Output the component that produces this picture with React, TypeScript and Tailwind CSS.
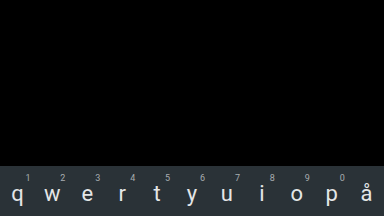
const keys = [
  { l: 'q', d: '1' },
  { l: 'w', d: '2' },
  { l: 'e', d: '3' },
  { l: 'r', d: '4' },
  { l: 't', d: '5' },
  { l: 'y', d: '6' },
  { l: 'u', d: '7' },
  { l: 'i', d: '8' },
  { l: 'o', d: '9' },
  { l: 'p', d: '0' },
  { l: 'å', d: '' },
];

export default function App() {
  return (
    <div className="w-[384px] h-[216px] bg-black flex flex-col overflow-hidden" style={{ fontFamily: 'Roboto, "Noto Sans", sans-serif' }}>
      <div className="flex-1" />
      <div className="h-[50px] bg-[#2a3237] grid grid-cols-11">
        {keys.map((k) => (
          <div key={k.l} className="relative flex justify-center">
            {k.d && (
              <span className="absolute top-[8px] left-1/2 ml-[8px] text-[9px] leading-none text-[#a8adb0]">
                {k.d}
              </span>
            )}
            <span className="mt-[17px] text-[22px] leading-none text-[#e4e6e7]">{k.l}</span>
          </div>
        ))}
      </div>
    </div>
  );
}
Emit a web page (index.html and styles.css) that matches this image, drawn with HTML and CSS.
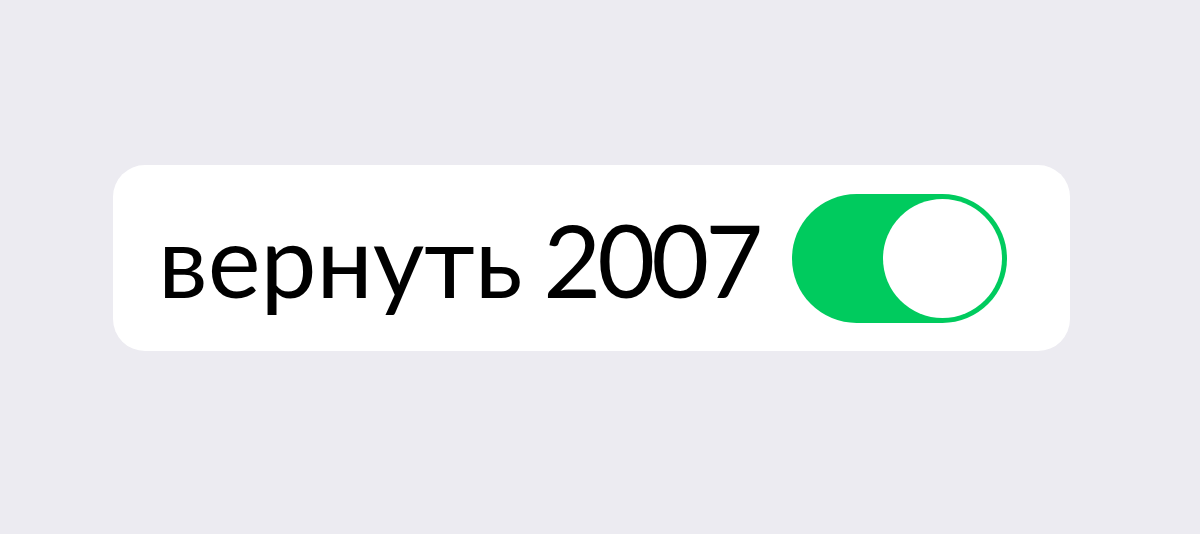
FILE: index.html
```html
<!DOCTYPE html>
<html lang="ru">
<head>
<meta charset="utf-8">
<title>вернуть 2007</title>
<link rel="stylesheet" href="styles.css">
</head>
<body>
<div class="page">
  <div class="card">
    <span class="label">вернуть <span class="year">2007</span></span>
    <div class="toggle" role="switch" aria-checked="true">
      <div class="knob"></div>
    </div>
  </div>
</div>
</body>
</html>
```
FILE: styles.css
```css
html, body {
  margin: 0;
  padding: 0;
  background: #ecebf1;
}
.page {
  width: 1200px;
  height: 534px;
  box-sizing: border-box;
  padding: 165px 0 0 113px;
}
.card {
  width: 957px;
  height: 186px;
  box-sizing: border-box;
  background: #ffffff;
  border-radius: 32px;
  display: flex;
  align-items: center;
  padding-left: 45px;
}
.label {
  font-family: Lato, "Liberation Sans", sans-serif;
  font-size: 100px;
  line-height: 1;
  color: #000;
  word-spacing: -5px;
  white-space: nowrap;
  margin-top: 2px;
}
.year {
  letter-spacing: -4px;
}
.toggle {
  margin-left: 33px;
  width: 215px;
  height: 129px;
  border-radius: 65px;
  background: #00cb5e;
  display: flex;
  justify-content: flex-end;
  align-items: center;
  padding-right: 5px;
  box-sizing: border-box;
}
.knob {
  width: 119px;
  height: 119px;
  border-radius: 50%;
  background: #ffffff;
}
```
...
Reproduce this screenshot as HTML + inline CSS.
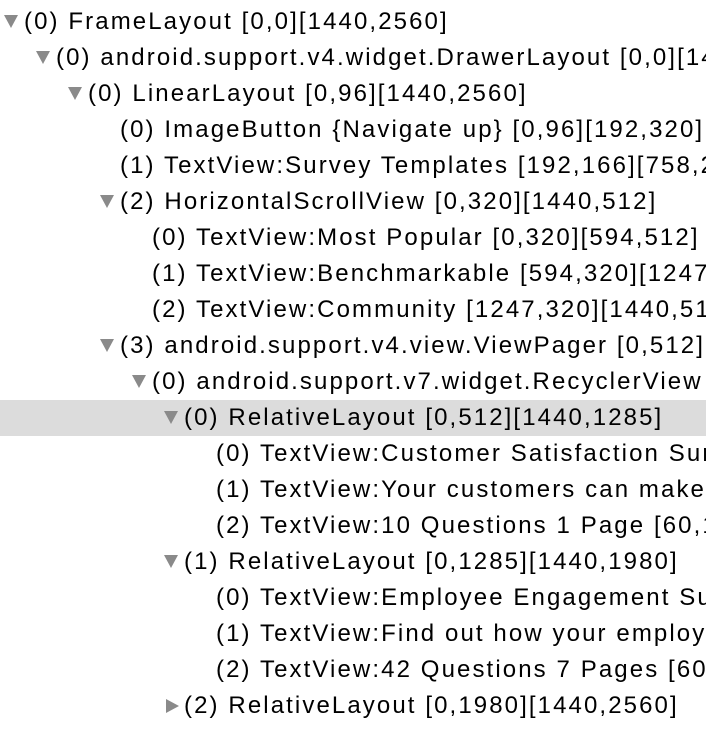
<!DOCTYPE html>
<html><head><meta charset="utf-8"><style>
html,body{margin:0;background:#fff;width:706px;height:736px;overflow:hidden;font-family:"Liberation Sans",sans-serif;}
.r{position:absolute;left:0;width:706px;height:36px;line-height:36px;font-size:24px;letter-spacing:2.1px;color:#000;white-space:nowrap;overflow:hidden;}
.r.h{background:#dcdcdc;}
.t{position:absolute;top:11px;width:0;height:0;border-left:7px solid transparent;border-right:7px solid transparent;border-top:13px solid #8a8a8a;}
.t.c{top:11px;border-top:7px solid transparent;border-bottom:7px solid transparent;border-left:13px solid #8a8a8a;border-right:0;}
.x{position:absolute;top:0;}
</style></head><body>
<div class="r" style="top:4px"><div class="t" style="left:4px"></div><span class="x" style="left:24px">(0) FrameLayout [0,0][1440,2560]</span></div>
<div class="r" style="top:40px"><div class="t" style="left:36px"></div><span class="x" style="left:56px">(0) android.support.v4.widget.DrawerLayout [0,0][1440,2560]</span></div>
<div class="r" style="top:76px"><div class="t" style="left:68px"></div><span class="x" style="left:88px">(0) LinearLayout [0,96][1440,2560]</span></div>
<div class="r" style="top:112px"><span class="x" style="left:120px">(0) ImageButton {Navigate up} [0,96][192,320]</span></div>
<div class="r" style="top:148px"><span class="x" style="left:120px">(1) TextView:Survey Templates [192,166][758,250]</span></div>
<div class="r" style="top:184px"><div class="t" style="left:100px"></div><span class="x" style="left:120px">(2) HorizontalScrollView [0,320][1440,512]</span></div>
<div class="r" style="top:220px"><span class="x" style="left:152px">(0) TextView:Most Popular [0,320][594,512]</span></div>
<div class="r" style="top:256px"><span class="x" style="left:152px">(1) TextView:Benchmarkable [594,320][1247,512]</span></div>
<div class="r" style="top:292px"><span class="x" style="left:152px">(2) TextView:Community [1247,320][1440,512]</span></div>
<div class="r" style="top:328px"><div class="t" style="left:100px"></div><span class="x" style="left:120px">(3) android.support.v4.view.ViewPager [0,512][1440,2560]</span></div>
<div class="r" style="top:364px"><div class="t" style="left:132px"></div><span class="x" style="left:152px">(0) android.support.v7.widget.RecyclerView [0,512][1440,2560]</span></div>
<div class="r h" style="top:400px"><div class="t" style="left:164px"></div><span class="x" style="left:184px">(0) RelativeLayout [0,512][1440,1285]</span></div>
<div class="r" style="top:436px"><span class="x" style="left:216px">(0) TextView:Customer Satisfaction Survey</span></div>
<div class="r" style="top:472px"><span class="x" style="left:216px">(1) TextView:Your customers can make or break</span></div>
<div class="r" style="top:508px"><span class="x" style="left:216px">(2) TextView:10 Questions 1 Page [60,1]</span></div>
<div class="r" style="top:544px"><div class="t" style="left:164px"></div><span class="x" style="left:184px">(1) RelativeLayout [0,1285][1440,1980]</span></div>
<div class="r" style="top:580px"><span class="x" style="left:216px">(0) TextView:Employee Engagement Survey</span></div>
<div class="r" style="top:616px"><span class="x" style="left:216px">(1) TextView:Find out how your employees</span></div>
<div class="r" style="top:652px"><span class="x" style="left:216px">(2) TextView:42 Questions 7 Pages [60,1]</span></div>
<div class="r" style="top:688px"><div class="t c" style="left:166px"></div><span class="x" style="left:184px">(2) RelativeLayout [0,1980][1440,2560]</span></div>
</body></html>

■ **Stated goal**
Reply with nothing but the number of lines in the data above that contain "index".

■ **Final result**
2